**Short problem**
Copy out all of the data below with no alterations.

## BEGIN Stored data

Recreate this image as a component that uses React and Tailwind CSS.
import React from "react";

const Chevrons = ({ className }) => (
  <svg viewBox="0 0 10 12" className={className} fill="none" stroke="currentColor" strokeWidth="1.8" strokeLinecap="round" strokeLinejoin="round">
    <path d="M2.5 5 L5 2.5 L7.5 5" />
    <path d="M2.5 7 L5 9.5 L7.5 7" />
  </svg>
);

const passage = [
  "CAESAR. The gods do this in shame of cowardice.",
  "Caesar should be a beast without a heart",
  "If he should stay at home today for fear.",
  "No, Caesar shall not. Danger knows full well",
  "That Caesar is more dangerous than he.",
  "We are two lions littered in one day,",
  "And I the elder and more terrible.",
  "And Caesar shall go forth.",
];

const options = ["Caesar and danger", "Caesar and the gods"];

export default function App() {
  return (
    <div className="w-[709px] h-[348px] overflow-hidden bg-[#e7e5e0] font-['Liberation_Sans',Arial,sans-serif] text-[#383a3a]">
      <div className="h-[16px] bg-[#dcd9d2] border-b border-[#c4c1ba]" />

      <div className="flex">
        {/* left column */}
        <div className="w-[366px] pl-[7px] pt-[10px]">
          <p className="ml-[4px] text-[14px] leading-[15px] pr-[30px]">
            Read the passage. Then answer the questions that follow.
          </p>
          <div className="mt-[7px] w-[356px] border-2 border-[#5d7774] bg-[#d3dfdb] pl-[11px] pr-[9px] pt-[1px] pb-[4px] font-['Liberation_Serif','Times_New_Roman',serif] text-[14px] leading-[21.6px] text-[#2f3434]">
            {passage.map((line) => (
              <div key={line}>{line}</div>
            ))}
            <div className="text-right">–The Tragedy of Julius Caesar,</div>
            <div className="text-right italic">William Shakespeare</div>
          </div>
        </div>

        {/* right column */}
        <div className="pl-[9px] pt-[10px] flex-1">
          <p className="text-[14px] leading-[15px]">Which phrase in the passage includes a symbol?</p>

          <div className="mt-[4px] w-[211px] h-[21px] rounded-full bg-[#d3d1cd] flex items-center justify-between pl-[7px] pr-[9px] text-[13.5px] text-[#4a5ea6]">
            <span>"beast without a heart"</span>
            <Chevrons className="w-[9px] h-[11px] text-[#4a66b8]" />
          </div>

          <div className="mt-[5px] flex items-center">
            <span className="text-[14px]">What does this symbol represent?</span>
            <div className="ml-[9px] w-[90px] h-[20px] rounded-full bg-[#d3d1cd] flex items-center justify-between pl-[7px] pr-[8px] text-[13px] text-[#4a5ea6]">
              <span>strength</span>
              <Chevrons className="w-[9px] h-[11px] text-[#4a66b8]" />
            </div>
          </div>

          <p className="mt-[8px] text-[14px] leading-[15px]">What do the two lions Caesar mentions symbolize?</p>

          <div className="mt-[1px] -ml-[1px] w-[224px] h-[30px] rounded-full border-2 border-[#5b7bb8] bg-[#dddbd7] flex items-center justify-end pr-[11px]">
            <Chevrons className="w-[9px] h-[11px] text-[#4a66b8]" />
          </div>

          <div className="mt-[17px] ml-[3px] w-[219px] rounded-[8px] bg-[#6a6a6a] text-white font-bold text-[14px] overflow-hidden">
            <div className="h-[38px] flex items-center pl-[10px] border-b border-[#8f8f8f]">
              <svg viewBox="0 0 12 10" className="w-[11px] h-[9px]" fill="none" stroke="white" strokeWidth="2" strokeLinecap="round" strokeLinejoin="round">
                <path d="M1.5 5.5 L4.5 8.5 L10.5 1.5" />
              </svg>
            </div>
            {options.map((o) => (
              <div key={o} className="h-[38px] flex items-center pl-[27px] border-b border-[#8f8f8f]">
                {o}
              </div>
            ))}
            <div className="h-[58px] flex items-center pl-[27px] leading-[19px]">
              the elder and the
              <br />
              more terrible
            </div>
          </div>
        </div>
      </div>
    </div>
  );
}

## END Stored data

**Final answer**
Recreate this image as a component that uses React and Tailwind CSS.
import React from "react";

const Chevrons = ({ className }) => (
  <svg viewBox="0 0 10 12" className={className} fill="none" stroke="currentColor" strokeWidth="1.8" strokeLinecap="round" strokeLinejoin="round">
    <path d="M2.5 5 L5 2.5 L7.5 5" />
    <path d="M2.5 7 L5 9.5 L7.5 7" />
  </svg>
);

const passage = [
  "CAESAR. The gods do this in shame of cowardice.",
  "Caesar should be a beast without a heart",
  "If he should stay at home today for fear.",
  "No, Caesar shall not. Danger knows full well",
  "That Caesar is more dangerous than he.",
  "We are two lions littered in one day,",
  "And I the elder and more terrible.",
  "And Caesar shall go forth.",
];

const options = ["Caesar and danger", "Caesar and the gods"];

export default function App() {
  return (
    <div className="w-[709px] h-[348px] overflow-hidden bg-[#e7e5e0] font-['Liberation_Sans',Arial,sans-serif] text-[#383a3a]">
      <div className="h-[16px] bg-[#dcd9d2] border-b border-[#c4c1ba]" />

      <div className="flex">
        {/* left column */}
        <div className="w-[366px] pl-[7px] pt-[10px]">
          <p className="ml-[4px] text-[14px] leading-[15px] pr-[30px]">
            Read the passage. Then answer the questions that follow.
          </p>
          <div className="mt-[7px] w-[356px] border-2 border-[#5d7774] bg-[#d3dfdb] pl-[11px] pr-[9px] pt-[1px] pb-[4px] font-['Liberation_Serif','Times_New_Roman',serif] text-[14px] leading-[21.6px] text-[#2f3434]">
            {passage.map((line) => (
              <div key={line}>{line}</div>
            ))}
            <div className="text-right">–The Tragedy of Julius Caesar,</div>
            <div className="text-right italic">William Shakespeare</div>
          </div>
        </div>

        {/* right column */}
        <div className="pl-[9px] pt-[10px] flex-1">
          <p className="text-[14px] leading-[15px]">Which phrase in the passage includes a symbol?</p>

          <div className="mt-[4px] w-[211px] h-[21px] rounded-full bg-[#d3d1cd] flex items-center justify-between pl-[7px] pr-[9px] text-[13.5px] text-[#4a5ea6]">
            <span>"beast without a heart"</span>
            <Chevrons className="w-[9px] h-[11px] text-[#4a66b8]" />
          </div>

          <div className="mt-[5px] flex items-center">
            <span className="text-[14px]">What does this symbol represent?</span>
            <div className="ml-[9px] w-[90px] h-[20px] rounded-full bg-[#d3d1cd] flex items-center justify-between pl-[7px] pr-[8px] text-[13px] text-[#4a5ea6]">
              <span>strength</span>
              <Chevrons className="w-[9px] h-[11px] text-[#4a66b8]" />
            </div>
          </div>

          <p className="mt-[8px] text-[14px] leading-[15px]">What do the two lions Caesar mentions symbolize?</p>

          <div className="mt-[1px] -ml-[1px] w-[224px] h-[30px] rounded-full border-2 border-[#5b7bb8] bg-[#dddbd7] flex items-center justify-end pr-[11px]">
            <Chevrons className="w-[9px] h-[11px] text-[#4a66b8]" />
          </div>

          <div className="mt-[17px] ml-[3px] w-[219px] rounded-[8px] bg-[#6a6a6a] text-white font-bold text-[14px] overflow-hidden">
            <div className="h-[38px] flex items-center pl-[10px] border-b border-[#8f8f8f]">
              <svg viewBox="0 0 12 10" className="w-[11px] h-[9px]" fill="none" stroke="white" strokeWidth="2" strokeLinecap="round" strokeLinejoin="round">
                <path d="M1.5 5.5 L4.5 8.5 L10.5 1.5" />
              </svg>
            </div>
            {options.map((o) => (
              <div key={o} className="h-[38px] flex items-center pl-[27px] border-b border-[#8f8f8f]">
                {o}
              </div>
            ))}
            <div className="h-[58px] flex items-center pl-[27px] leading-[19px]">
              the elder and the
              <br />
              more terrible
            </div>
          </div>
        </div>
      </div>
    </div>
  );
}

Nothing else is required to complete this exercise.